Sobre estos asuntos: leemos, conversamos, discutimos, hacemos yunta… como los bueyes.

Provincia de Buenos Aires, 18 de junio de 2023

Referencia

La playlist que armé mientras organizaba mis argumentos: el sonido de la metrópolis.


[1] Seguimos las investigaciones sociológica de Laura Etcharren. Disponible en: [https://youtu.be/uJ953lOnCCM]

[2] Desde luego hacemos referencia al reciente libro de Carlos Pagni (“El nudo: por qué el conurbano modela la política argentina”, Planeta, 2023) en donde se intenta afirmar una identidad entre la historia del peronismo y la historia del conurbano: una suerte de íntima complicidad del estancamiento nacional, un quiste, un nudo. En rigor, se trata de una reescritura del peronismo como historia del duhaldismo. Si nos metemos en la cabeza del periodista estrella del diario de Mauricio Macri, lo que observaríamos es la siguiente interpretación: Duhalde no es el resultado de una política peronista sin programa nacional (aquello que Alejandro Horowicz llamó “4to peronismo”) sino todo lo contrario: Duhalde, su famoso “fantasma”, ya estaba en el origen mismo de la concepción genuinamente peronista del poder. Ningún ruido hace aquí que la planificación peronista fuera históricamente un pensamiento sobre la estructuración de la totalidad del campo nacional. Y que, derrotada su concepción planificadora (sistémica, integral, industrialista, democrática), en 1973, emergiera como pragmatismo y máquina electoral.
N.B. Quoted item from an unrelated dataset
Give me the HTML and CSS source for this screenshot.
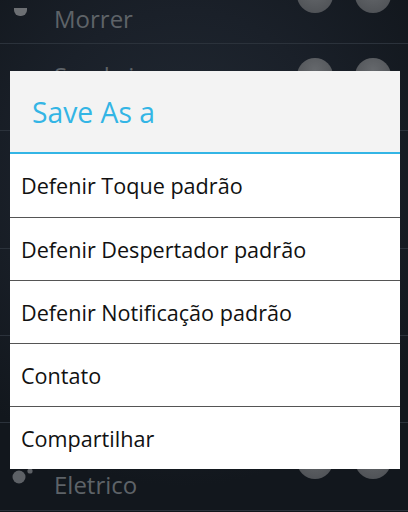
FILE: index.html
```html
<!DOCTYPE html>
<html lang="pt">
<head>
<meta charset="utf-8">
<title>Save As a</title>
<link rel="stylesheet" href="styles.css">
</head>
<body>
<div class="screen">
  <ul class="bg-list">
    <li class="row row-1">
      <span class="icon icon-cup"></span>
      <span class="name">Morrer</span>
      <span class="dots"><span class="dot"></span><span class="dot"></span></span>
    </li>
    <li class="row row-2">
      <span class="icon"></span>
      <span class="name">Sombrio</span>
      <span class="dots"><span class="dot"></span><span class="dot"></span></span>
    </li>
    <li class="row row-3">
      <span class="icon"></span>
      <span class="dots"><span class="dot"></span><span class="dot"></span></span>
    </li>
    <li class="row row-4">
      <span class="icon"></span>
      <span class="dots"><span class="dot"></span><span class="dot"></span></span>
    </li>
    <li class="row row-5">
      <span class="icon"></span>
      <span class="dots"><span class="dot"></span><span class="dot"></span></span>
    </li>
    <li class="row row-6">
      <svg class="icon icon-note" width="24" height="16" viewBox="0 0 24 16"><circle cx="7" cy="9" r="6.5" fill="#5d6166"/><circle cx="18" cy="3" r="2.6" fill="#5d6166"/></svg>
      <span class="name">Eletrico</span>
      <span class="dots"><span class="dot"></span><span class="dot"></span></span>
    </li>
  </ul>

  <div class="dialog">
    <div class="dialog-title">Save As a</div>
    <ul class="dialog-list">
      <li class="item">Defenir Toque padrão</li>
      <li class="item">Defenir Despertador padrão</li>
      <li class="item">Defenir Notificação padrão</li>
      <li class="item">Contato</li>
      <li class="item">Compartilhar</li>
    </ul>
  </div>
</div>
</body>
</html>
```

FILE: styles.css
```css
* { box-sizing: border-box; }
html, body { margin: 0; padding: 0; }
body {
  width: 408px;
  height: 512px;
  overflow: hidden;
  font-family: "Open Sans", "DejaVu Sans", sans-serif;
  background: #171c24;
}
.screen {
  position: relative;
  width: 408px;
  height: 512px;
  overflow: hidden;
  background: radial-gradient(ellipse 70% 60% at 45% 35%, #222a34 0%, #1a2029 55%, #12171d 100%);
}
.bg-list {
  list-style: none;
  margin: 0;
  padding: 0;
}
.row {
  display: flex;
  align-items: flex-start;
  border-bottom: 1px solid #2b323b;
  color: #5e6368;
  font-size: 24px;
  line-height: 24px;
}
.icon {
  display: block;
  width: 40px;
  margin-left: 14px;
  flex: none;
}
.icon-cup {
  width: 13px;
  height: 8px;
  margin-top: 8px;
  margin-right: 27px;
  background: #6c6f73;
  border-radius: 0 0 6px 6px;
}
.icon-note {
  width: 24px;
  height: 16px;
  margin-left: 12px;
  margin-right: 18px;
  margin-top: 45px;
}
.name {
  flex: 1;
}
.dots {
  display: flex;
  gap: 22px;
  margin-left: auto;
  margin-right: 17px;
}
.dot {
  width: 36px;
  height: 36px;
  border-radius: 50%;
  background: radial-gradient(circle at 50% 35%, #66696d 0%, #55585c 60%, #4a4d52 100%);
}
.row-1 { height: 44px; }
.row-1 .name { margin-top: 7px; }
.row-1 .dots { margin-top: -23px; }
.row-2 { height: 87px; }
.row-2 .name { margin-top: 20px; }
.row-2 .dots { margin-top: 14px; }
.row-3 { height: 118px; }
.row-3 .dots { margin-top: 40px; }
.row-4, .row-5 { height: 87px; }
.row-4 .dots, .row-5 .dots { margin-top: 20px; }
.row-6 { height: 88px; }
.row-6 .name { margin-top: 50px; }
.row-6 .dots { margin-top: 20px; }

.dialog {
  position: absolute;
  top: 71px;
  left: 10px;
  width: 390px;
  background: #ffffff;
}
.dialog-title {
  height: 83px;
  padding-left: 22px;
  padding-top: 21px;
  background: #f3f3f3;
  border-bottom: 2px solid #33b5e5;
  color: #33b5e5;
  font-size: 28.3px;
  line-height: 40px;
}
.dialog-list {
  list-style: none;
  margin: 0;
  padding: 0;
}
.item {
  height: 63px;
  display: flex;
  align-items: center;
  padding-left: 11px;
  border-top: 1px solid #555555;
  color: #111111;
  font-size: 21.6px;
}
.item:first-child {
  border-top: none;
}
```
Aquí el gesto es elemental: la pobreza es la persistencia del peronismo como concepción del poder. La miseria relativa de la producción del capital es apenas el lejano e insípido fondo de esta mala literatura de liberal preocupado. Su crítica al peronismo no es otra cosa que un procedimiento de albañil: una de cal, otra de arena, viva Félix Luna.